I would like to visualize the number of women for each education level based on Education
column.
Example print our output from below:
women in High Scool 30
women in College 33
women in Bachelor 14
What I tried
#show max rows and columns
pd.set_option('display.max_rows', 1000)
countFemales = myDataFrame['Gender'].str.contains("Female").sum()
#subset myDataFrame based on Gender's value, returns boolean series
isFemale = myDataFrame['Gender']=='Female'
#fileter dataframe based on boolean condition, extract female column as df
femaleDataframe = myDataFrame[isFemale]
# extract only unique values from female data: Bachelor, Colleage, High Scool..
femaleLevelOfEducation = femaleDataframe.Education.unique()
print("women in High Scool " + str(femaleDataframe["Education"].str.contains("High School or Below").sum()))
print("women in College " + str(femaleDataframe["Education"].str.contains("College").sum()))
print("women in Bachelor " + str(femaleDataframe["Education"].str.contains("Bachelor").sum()))
femaleDataframe.plot(x=femalLevelOfEducation, y=countFemales, kind='hist')
plt.show() //this is where I am stuck
Edit
If I do plt.bar(x=femaleLevelOfEducation, y=countFemales, height=60)

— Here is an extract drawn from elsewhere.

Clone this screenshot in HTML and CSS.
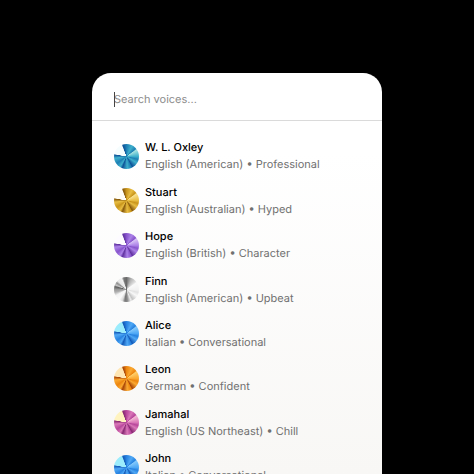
FILE: index.html
```html
<!DOCTYPE html>
<html lang="en">
<head>
    <meta charset="UTF-8">
    <meta name="viewport" content="width=device-width, initial-scale=1.0">
    <title>Voices</title>
    <link rel="stylesheet" href="styles.css">
</head>
<body>

<main class="panel">
    <div class="search">
        <input type="text" class="search-input" placeholder="Search voices..." aria-label="Search voices">
    </div>

    <ul class="voices">
        <li class="voice">
            <span class="orb teal"></span>
            <div>
                <div class="name">W. L. Oxley</div>
                <div class="detail">English (American) • Professional</div>
            </div>
        </li>
        <li class="voice">
            <span class="orb gold"></span>
            <div>
                <div class="name">Stuart</div>
                <div class="detail">English (Australian) • Hyped</div>
            </div>
        </li>
        <li class="voice">
            <span class="orb purple"></span>
            <div>
                <div class="name">Hope</div>
                <div class="detail">English (British) • Character</div>
            </div>
        </li>
        <li class="voice">
            <span class="orb silver"></span>
            <div>
                <div class="name">Finn</div>
                <div class="detail">English (American) • Upbeat</div>
            </div>
        </li>
        <li class="voice">
            <span class="orb blue"></span>
            <div>
                <div class="name">Alice</div>
                <div class="detail">Italian • Conversational</div>
            </div>
        </li>
        <li class="voice">
            <span class="orb orange"></span>
            <div>
                <div class="name">Leon</div>
                <div class="detail">German • Confident</div>
            </div>
        </li>
        <li class="voice">
            <span class="orb pink"></span>
            <div>
                <div class="name">Jamahal</div>
                <div class="detail">English (US Northeast) • Chill</div>
            </div>
        </li>
        <li class="voice">
            <span class="orb blue"></span>
            <div>
                <div class="name">John</div>
                <div class="detail">Italian • Conversational</div>
            </div>
        </li>
    </ul>
</main>

</body>
</html>
```
FILE: styles.css
```css
* {
    box-sizing: border-box;
}
body {
    margin: 0;
    height: 100vh;
    overflow: hidden;
    background: #000;
    font-family: Inter, "Liberation Sans", sans-serif;
    font-size: 11px;
    line-height: 17px;
    text-rendering: geometricPrecision;
}
.panel {
    max-width: 290px;
    margin: 73px auto 0;
    border-radius: 19px 19px 0 0;
    background: linear-gradient(#fff 80px, #f8f7f5 400px);
}
.search {
    position: relative;
    padding: 18px 22px 12px;
    border-bottom: 1px solid #dadada;
}
/* text cursor */
.search::before {
    content: "";
    position: absolute;
    left: 22px;
    top: 19px;
    width: 1px;
    height: 15px;
    background: #444;
}
.search-input {
    display: block;
    width: 100%;
    padding: 0;
    border: none;
    outline: none;
    background: none;
    font: inherit;
    text-rendering: inherit;
    color: #111;
}
.search-input::placeholder {
    color: #8c8c8c;
    opacity: 1;
}
.voices {
    display: grid;
    grid-auto-rows: 1fr;
    min-height: 75vh;
    margin: 0;
    padding: 13px 22px 0;
    box-sizing: content-box;
    list-style: none;
}
.voice {
    display: flex;
    align-items: center;
    gap: 6px;
}
.name {
    font-weight: 500;
    color: #000;
}
.detail {
    color: #707070;
}

/* metallic discs: wedges run from a light edge to a dark edge */
.orb {
    flex: none;
    width: 25px;
    height: 25px;
    border-radius: 50%;
    background: conic-gradient(
        var(--mid), var(--light) 28deg, var(--mid) 50deg,
        var(--pale) 56deg, var(--light) 90deg, var(--mid) 104deg,
        var(--light) 122deg, var(--dark) 150deg,
        var(--mid) 156deg, var(--light) 176deg, var(--dark) 200deg,
        var(--light) 212deg, var(--mid) 234deg,
        var(--light) 262deg, var(--dark) 278deg,
        var(--gap) 282deg, var(--gap) 336deg,
        var(--dark) 342deg, var(--mid));
}
.teal {
    --dark: #0d5298;
    --mid: #1d7fb4;
    --light: #3fb0cc;
    --pale: #a5e2e0;
    --gap: #f6fdfe;
}
.gold {
    --dark: #87590a;
    --mid: #c9951b;
    --light: #e8bd42;
    --pale: #f8e08c;
    --gap: #fffdf6;
}
.purple {
    --dark: #6031a0;
    --mid: #8855cc;
    --light: #ac82e8;
    --pale: #d8c2f5;
    --gap: #fdfbff;
}
.silver {
    background: conic-gradient(#6a6a6a, #b5b5b5 24deg, #dedede 48deg, #fafafa 56deg, #f2f2f2 92deg, #e2e2e2 104deg, #f8f8f8 122deg, #c4c4c4 148deg, #ececec 158deg, #888 176deg, #777 188deg, #dadada 200deg, #fafafa 216deg, #f4f4f4 240deg, #b0b0b0 256deg, #999 270deg, #5f5f5f 284deg, #c9c9c9 292deg, #8f8f8f 304deg, #e6e6e6 314deg, #f2f2f2 336deg, #777 346deg, #6a6a6a);
}
.blue {
    --dark: #1259b8;
    --mid: #2782e0;
    --light: #4fa8f5;
    --pale: #83c8fb;
    --gap: #9becfc;
}
.orange {
    --dark: #a84406;
    --mid: #ec850e;
    --light: #fba931;
    --pale: #ffce68;
    --gap: #ffe6b4;
}
.pink {
    --dark: #872872;
    --mid: #b8479b;
    --light: #da78b8;
    --pale: #f3b6d2;
    --gap: #fff3bf;
}
```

, I get the bar plot shown below. However, it does not make sense to me, since according to the print statements, in the dataset, there are:
women in High Scool 30
women in College 33
women in Bachelor 14
So now the question is, why is the y axis stretching to 140 and not to a maximum of 33?

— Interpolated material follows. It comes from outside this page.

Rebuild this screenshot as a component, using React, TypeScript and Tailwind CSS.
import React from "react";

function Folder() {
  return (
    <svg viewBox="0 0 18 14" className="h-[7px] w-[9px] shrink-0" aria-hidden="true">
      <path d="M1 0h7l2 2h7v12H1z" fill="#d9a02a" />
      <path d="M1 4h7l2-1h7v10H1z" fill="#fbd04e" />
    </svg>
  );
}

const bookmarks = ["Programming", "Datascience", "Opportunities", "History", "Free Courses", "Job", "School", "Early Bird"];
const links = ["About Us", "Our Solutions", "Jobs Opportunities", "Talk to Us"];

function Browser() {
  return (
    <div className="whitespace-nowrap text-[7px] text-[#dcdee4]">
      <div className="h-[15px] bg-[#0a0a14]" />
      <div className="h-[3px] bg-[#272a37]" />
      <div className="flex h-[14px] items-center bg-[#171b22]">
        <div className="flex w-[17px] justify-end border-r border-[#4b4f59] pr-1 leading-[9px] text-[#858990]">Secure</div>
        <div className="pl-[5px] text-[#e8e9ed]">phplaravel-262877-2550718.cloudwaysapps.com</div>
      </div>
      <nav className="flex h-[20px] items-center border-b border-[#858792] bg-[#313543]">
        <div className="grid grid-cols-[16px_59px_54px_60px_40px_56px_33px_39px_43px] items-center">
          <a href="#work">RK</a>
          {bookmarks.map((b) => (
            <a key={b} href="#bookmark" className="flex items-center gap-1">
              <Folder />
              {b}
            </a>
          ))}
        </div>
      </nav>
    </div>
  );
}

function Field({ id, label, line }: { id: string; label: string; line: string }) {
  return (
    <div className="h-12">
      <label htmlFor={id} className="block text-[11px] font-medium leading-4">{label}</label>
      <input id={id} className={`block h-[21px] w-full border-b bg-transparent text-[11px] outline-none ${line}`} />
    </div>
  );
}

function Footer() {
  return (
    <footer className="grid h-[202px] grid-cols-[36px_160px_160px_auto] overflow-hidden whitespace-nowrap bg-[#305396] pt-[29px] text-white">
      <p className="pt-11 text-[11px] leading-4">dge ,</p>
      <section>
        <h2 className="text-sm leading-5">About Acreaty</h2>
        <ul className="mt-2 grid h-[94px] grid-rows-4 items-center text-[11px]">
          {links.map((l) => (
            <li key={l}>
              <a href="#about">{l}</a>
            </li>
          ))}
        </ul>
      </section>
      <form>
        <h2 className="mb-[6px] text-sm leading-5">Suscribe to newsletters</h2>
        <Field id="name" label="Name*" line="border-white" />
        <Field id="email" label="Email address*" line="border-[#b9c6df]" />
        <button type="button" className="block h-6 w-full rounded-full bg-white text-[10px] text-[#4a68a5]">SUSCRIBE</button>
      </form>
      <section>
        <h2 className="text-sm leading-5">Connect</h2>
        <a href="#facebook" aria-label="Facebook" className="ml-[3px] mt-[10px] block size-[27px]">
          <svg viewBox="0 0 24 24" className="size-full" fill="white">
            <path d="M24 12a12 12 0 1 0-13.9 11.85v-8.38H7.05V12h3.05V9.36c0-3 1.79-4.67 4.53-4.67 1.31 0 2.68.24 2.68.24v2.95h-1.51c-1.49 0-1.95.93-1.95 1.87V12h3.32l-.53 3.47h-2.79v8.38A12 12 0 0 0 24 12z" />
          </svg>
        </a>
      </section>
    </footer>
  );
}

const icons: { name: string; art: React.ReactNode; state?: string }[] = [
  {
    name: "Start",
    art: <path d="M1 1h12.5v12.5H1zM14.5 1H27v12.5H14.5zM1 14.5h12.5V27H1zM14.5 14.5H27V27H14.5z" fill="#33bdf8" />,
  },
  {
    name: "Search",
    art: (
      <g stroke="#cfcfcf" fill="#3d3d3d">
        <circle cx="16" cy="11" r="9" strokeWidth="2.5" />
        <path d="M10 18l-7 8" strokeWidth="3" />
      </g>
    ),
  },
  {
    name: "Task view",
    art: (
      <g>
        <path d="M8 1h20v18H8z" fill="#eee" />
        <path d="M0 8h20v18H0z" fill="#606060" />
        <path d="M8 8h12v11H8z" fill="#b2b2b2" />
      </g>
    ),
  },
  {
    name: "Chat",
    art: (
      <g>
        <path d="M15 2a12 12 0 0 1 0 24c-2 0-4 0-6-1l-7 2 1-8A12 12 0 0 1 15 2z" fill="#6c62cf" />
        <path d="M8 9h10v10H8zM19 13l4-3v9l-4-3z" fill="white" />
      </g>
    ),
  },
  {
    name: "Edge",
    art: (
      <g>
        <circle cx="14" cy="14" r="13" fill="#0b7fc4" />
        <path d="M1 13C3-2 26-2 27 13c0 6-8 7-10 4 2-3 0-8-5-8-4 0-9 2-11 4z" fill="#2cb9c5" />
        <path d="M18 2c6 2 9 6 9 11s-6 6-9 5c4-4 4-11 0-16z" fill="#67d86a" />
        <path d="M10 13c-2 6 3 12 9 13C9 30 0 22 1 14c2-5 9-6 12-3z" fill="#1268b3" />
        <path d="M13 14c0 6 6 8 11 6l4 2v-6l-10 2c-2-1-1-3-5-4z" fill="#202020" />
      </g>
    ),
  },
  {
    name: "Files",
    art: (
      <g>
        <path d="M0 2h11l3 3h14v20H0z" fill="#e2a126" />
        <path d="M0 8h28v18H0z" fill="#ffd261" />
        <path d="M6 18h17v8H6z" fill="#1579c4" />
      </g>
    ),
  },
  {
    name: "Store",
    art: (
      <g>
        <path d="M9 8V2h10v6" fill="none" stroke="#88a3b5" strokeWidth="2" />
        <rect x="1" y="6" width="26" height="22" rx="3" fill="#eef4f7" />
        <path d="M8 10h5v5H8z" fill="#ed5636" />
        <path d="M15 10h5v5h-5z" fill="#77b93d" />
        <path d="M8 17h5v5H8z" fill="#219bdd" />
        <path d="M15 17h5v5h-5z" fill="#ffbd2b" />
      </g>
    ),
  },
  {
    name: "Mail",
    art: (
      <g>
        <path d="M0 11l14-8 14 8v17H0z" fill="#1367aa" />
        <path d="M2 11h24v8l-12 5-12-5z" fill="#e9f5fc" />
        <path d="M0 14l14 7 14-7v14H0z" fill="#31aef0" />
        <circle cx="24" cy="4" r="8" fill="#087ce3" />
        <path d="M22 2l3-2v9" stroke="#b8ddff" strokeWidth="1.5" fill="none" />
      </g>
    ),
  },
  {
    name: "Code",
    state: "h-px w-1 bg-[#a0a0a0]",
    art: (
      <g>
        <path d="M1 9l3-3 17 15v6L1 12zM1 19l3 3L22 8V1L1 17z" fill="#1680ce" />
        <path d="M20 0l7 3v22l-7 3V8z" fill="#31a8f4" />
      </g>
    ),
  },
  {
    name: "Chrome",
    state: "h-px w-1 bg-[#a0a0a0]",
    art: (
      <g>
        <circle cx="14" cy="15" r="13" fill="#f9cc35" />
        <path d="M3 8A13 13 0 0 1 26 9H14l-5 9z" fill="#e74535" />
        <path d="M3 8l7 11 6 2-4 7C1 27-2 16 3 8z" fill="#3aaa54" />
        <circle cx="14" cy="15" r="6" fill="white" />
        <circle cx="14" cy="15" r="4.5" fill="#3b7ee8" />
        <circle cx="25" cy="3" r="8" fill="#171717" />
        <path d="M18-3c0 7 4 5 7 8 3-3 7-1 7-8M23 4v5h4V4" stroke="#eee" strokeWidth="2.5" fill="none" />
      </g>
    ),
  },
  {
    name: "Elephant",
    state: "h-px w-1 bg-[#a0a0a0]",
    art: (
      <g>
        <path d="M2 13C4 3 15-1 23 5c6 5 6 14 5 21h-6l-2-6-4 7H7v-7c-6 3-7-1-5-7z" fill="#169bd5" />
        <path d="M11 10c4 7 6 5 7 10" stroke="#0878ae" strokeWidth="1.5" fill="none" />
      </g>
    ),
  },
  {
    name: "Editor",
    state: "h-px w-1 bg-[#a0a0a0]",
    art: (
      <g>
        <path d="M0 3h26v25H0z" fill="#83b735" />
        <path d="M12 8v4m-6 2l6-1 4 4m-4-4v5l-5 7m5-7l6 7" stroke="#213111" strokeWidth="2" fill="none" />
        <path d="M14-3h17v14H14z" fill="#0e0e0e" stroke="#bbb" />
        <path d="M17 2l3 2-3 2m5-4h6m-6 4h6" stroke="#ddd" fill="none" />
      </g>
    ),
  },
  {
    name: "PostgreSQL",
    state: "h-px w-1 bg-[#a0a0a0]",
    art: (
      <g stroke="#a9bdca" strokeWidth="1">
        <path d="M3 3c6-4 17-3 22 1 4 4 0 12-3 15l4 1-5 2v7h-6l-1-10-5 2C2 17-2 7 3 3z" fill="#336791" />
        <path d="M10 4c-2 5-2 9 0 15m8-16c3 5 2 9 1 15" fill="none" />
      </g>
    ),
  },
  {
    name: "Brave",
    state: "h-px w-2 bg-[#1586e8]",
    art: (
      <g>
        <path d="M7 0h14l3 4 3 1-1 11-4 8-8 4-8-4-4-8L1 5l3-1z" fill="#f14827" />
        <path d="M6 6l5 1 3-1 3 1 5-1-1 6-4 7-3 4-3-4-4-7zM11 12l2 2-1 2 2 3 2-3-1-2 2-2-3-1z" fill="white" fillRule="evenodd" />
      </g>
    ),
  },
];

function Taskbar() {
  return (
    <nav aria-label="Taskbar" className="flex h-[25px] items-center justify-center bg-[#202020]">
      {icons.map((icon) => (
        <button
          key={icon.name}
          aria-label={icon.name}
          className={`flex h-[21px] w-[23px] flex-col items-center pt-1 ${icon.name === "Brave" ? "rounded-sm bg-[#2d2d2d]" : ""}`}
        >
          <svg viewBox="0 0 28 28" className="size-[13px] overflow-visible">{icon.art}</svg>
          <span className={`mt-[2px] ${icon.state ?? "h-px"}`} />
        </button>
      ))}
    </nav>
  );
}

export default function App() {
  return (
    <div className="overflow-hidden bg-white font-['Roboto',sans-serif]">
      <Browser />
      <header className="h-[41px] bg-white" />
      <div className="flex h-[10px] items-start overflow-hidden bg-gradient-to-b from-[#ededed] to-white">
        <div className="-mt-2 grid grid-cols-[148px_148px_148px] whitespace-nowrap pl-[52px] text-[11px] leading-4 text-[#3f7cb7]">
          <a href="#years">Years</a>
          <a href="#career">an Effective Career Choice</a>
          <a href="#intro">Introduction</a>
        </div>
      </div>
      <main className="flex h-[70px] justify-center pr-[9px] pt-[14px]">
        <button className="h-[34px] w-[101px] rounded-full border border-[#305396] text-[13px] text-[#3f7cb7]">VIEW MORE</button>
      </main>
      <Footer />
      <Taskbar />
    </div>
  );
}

Data set: https://drive.google.com/file/d/1Y8VdU1Y7jGR17vWDspm31PdL-d1BQlDg/view?usp=sharing
Upvotes: 2
Views: 94
Reputation: 332
You are getting incorrect count due to the sum() calculations.

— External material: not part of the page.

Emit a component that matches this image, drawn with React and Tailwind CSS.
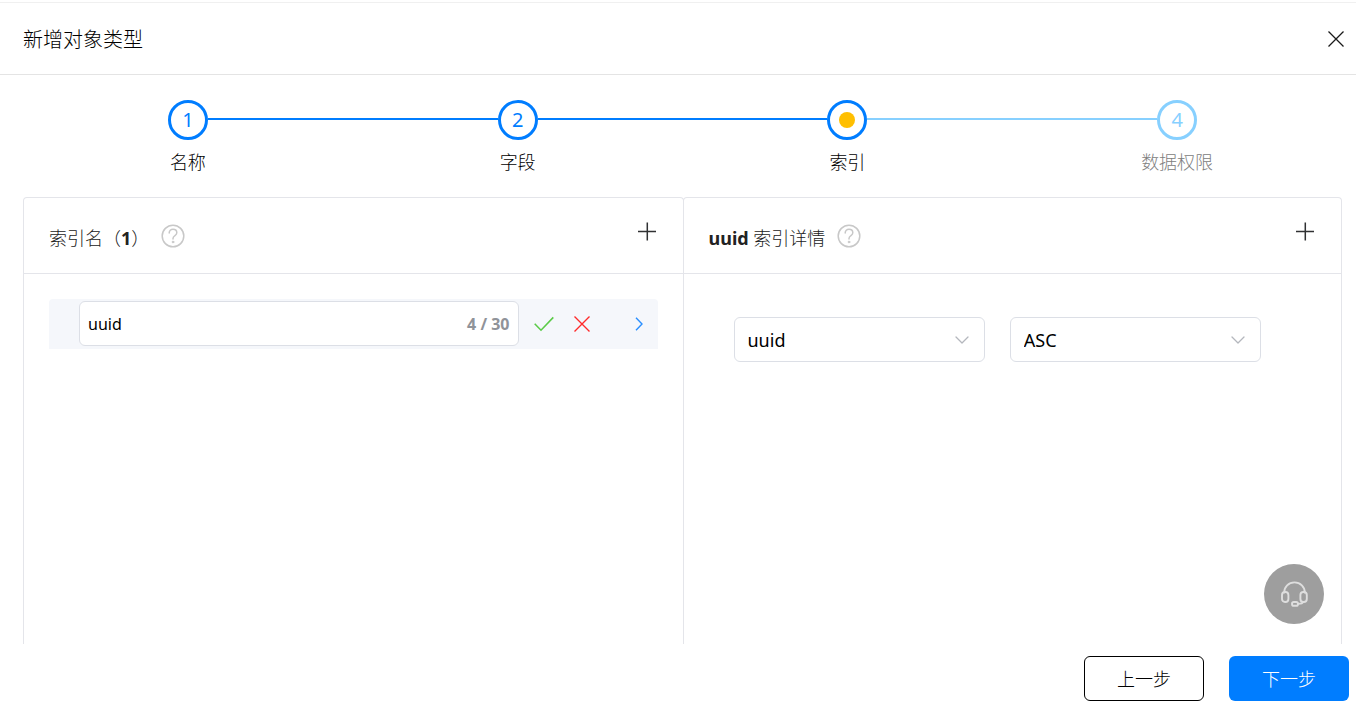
import React, { useState } from 'react';

const steps = [
  { id: 1, label: '名称', status: 'done' },
  { id: 2, label: '字段', status: 'done' },
  { id: 3, label: '索引', status: 'active' },
  { id: 4, label: '数据权限', status: 'wait' },
];

const HelpIcon = () => (
  <svg width="24" height="24" viewBox="0 0 24 24" fill="none" stroke="#c8c8c8" strokeWidth="1.5" strokeLinecap="round">
    <circle cx="12" cy="12" r="10.8" />
    <path d="M8.2 8.9c0-2.1 1.6-3.6 3.8-3.6s3.8 1.5 3.8 3.4c0 1.5-.9 2.2-1.9 3-1.1.8-1.9 1.5-1.9 2.7v.6" />
    <circle cx="12" cy="18" r="0.9" fill="#c8c8c8" strokeWidth="0.8" />
  </svg>
);

const PlusIcon = () => (
  <svg width="20" height="20" viewBox="0 0 20 20" stroke="#303133" strokeWidth="1.5">
    <path d="M1 9.5h18M10.3 0.5v18" />
  </svg>
);

const Step = ({ step, isFirst }) => {
  const wait = step.status === 'wait';
  return (
    <li className="relative flex flex-col items-center">
      {/* Connector to the previous step */}
      {!isFirst && (
        <span
          className={`absolute top-[18px] right-1/2 mr-5 h-0.5 w-[calc(100%-40px)] ${wait ? 'bg-[#87d0ff]' : 'bg-[#007dff]'}`}
        />
      )}
      <span
        className={`flex h-10 w-10 items-center justify-center rounded-full border-3 text-xl ${
          wait ? 'border-[#87d0ff] text-[#87d0ff]' : 'border-[#007dff] text-[#007dff]'
        }`}
      >
        {step.status === 'active' ? <span className="h-4 w-4 rounded-full bg-[#ffbf00]" /> : step.id}
      </span>
      <span className={`mt-2 text-lg font-light ${wait ? 'text-[#808080]' : 'text-black'}`}>{step.label}</span>
    </li>
  );
};

const Panel = ({ title, addLabel, className = '', children }) => (
  <section className={`rounded-t border border-b-0 border-[#e4e5ea] ${className}`}>
    <header className="flex h-[76px] items-start justify-between border-b border-[#e4e5ea] pr-[26px] pl-[25px]">
      <div className="mt-6 flex items-start">
        <h2 className="mt-0.5 text-lg leading-7 font-light text-[#222]">{title}</h2>
        <button type="button" aria-label="帮助" className="ml-3 mt-0.5">
          <HelpIcon />
        </button>
      </div>
      <button type="button" aria-label={addLabel} className="mt-6">
        <PlusIcon />
      </button>
    </header>
    {children}
  </section>
);

const Select = ({ label, value, onChange, options }) => (
  <div className="relative flex-1">
    <select
      aria-label={label}
      value={value}
      onChange={(e) => onChange(e.target.value)}
      className="h-[45px] w-full appearance-none rounded-md border border-[#dcdfe6] bg-white pr-10 pl-[13px] text-lg text-black outline-none"
    >
      {options.map((option) => (
        <option key={option}>{option}</option>
      ))}
    </select>
    <svg
      className="pointer-events-none absolute top-1/2 right-4 -translate-y-1/2"
      width="14" height="8" viewBox="0 0 14 8" fill="none" stroke="#b4b7bd" strokeWidth="1.3" strokeLinecap="round" strokeLinejoin="round"
    >
      <path d="M1 1l6 6 6-6" />
    </svg>
  </div>
);

const App = () => {
  const [name, setName] = useState('uuid');
  const [field, setField] = useState('uuid');
  const [order, setOrder] = useState('ASC');

  return (
    <div className="flex h-screen flex-col bg-white pt-0.5 font-['Noto_Sans','Noto_Sans_CJK_SC',sans-serif]">
      {/* Dialog header */}
      <header className="flex h-[73px] shrink-0 items-center justify-between border-t border-b border-t-[#f0f0f0] border-b-[#e4e4e4] pr-3 pl-[23px]">
        <h1 className="pt-0.5 text-xl font-light text-black">新增对象类型</h1>
        <button type="button" aria-label="关闭">
          <svg width="16" height="16" viewBox="0 0 16 16" stroke="#1a1a1a" strokeWidth="1.3">
            <path d="M0.5 0.5l15 15M15.5 0.5l-15 15" />
          </svg>
        </button>
      </header>

      <main className="flex min-h-0 flex-1 flex-col overflow-hidden pt-[25px] pr-[14px] pl-[23px]">
        <ol className="grid shrink-0 grid-cols-4">
          {steps.map((step, index) => (
            <Step key={step.id} step={step} isFirst={index === 0} />
          ))}
        </ol>

        {/* The two panels share one middle border */}
        <div className="mt-[21px] grid flex-1 grid-cols-2">
          <Panel title={<>索引名（<b className="font-bold">1</b>）</>} addLabel="新增索引" className="-mr-px">
            <div className="mx-[25px] mt-[25px] flex h-[50px] items-start rounded-t bg-[#f5f7fb] pt-0.5 pl-[30px]">
              <div className="flex h-[45px] flex-1 items-center rounded-md border border-[#dcdfe6] bg-white px-2">
                <input
                  aria-label="索引名"
                  type="text"
                  maxLength={30}
                  value={name}
                  onChange={(e) => setName(e.target.value)}
                  className="min-w-0 flex-1 text-base text-black outline-none"
                />
                <span className="text-base font-bold text-[#909399]">{name.length} / 30</span>
              </div>
              <div className="flex h-[45px] items-center pr-[15px] pl-[15px]">
                <button type="button" aria-label="确定">
                  <svg width="20" height="16" viewBox="0 0 20 16" fill="none" stroke="#5bcb48" strokeWidth="1.6">
                    <path d="M0.7 7.8l6.3 6.4L19.3 1.4" />
                  </svg>
                </button>
                <button type="button" aria-label="取消" className="ml-5">
                  <svg width="16" height="16" viewBox="0 0 16 16" stroke="#ff2a2a" strokeWidth="1.4">
                    <path d="M0.5 0.5l15 15M15.5 0.5l-15 15" />
                  </svg>
                </button>
                <button type="button" aria-label="查看详情" className="ml-[45px]">
                  <svg width="8" height="14" viewBox="0 0 8 14" fill="none" stroke="#2a8fff" strokeWidth="1.4">
                    <path d="M1 0.7L7 7l-6 6.3" />
                  </svg>
                </button>
              </div>
            </div>
          </Panel>

          <Panel title={<><b className="font-bold">uuid</b> 索引详情</>} addLabel="新增字段">
            <div className="mt-[43px] flex gap-[25px] pr-20 pl-[50px]">
              <Select label="字段" value={field} onChange={setField} options={['uuid']} />
              <Select label="排序" value={order} onChange={setOrder} options={['ASC', 'DESC']} />
            </div>
          </Panel>
        </div>
      </main>

      <footer className="flex h-[82px] shrink-0 items-start justify-end gap-[25px] pt-3 pr-[7px]">
        <button type="button" className="h-[45px] w-[120px] rounded-md border border-black bg-white text-lg font-light text-black">
          上一步
        </button>
        <button type="button" className="h-[45px] w-[120px] rounded-md bg-[#007dff] text-lg font-light text-white">
          下一步
        </button>
      </footer>

      {/* Support button */}
      <button
        type="button"
        aria-label="在线客服"
        className="fixed right-8 bottom-[102px] flex h-[60px] w-[60px] items-center justify-center rounded-full bg-[#9e9e9e]"
      >
        <svg width="28" height="26" viewBox="0 0 28 26" fill="none" stroke="#dedede" strokeWidth="1.9" strokeLinecap="round">
          <path d="M4.2 11.5C4.2 5.8 8.6 1.4 14.5 1.4s10.3 4.4 10.3 10.1" />
          <rect x="2" y="11" width="6.4" height="10" rx="3" />
          <rect x="20.4" y="11" width="6.4" height="10" rx="3" />
          <path d="M23.4 21c-.8 1.2-2.2 1.8-4.6 1.9" />
          <rect x="12" y="21" width="6" height="3.8" rx="1.9" />
        </svg>
      </button>
    </div>
  );
};

export default App;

However, for the problem you mentioned, groupby()
may be the best solution.
See below:
import pandas as pd
df = pd.DataFrame({
'gender':['F', 'F', 'F', 'M', 'F', 'F', 'F'],
'edu':['Bachelor', 'Masters','Bachelor','Bachelor','HighSchool','Doctor','Doctor'],
'age':[30,30,31,28,25,29,33]
})
# df.groupby(['Gender','Edu']).size().unstack().plot(kind='bar')
df[df['gender']=='F'].groupby(['gender', 'edu']).size().unstack().plot(kind='bar')
Dataframe Used:
gender edu age
0 F Bachelor 30
1 F Masters 30
2 F Bachelor 31
3 M Bachelor 28
4 F HighSchool 25
5 F Doctor 29
6 F Doctor 33
Upvotes: 1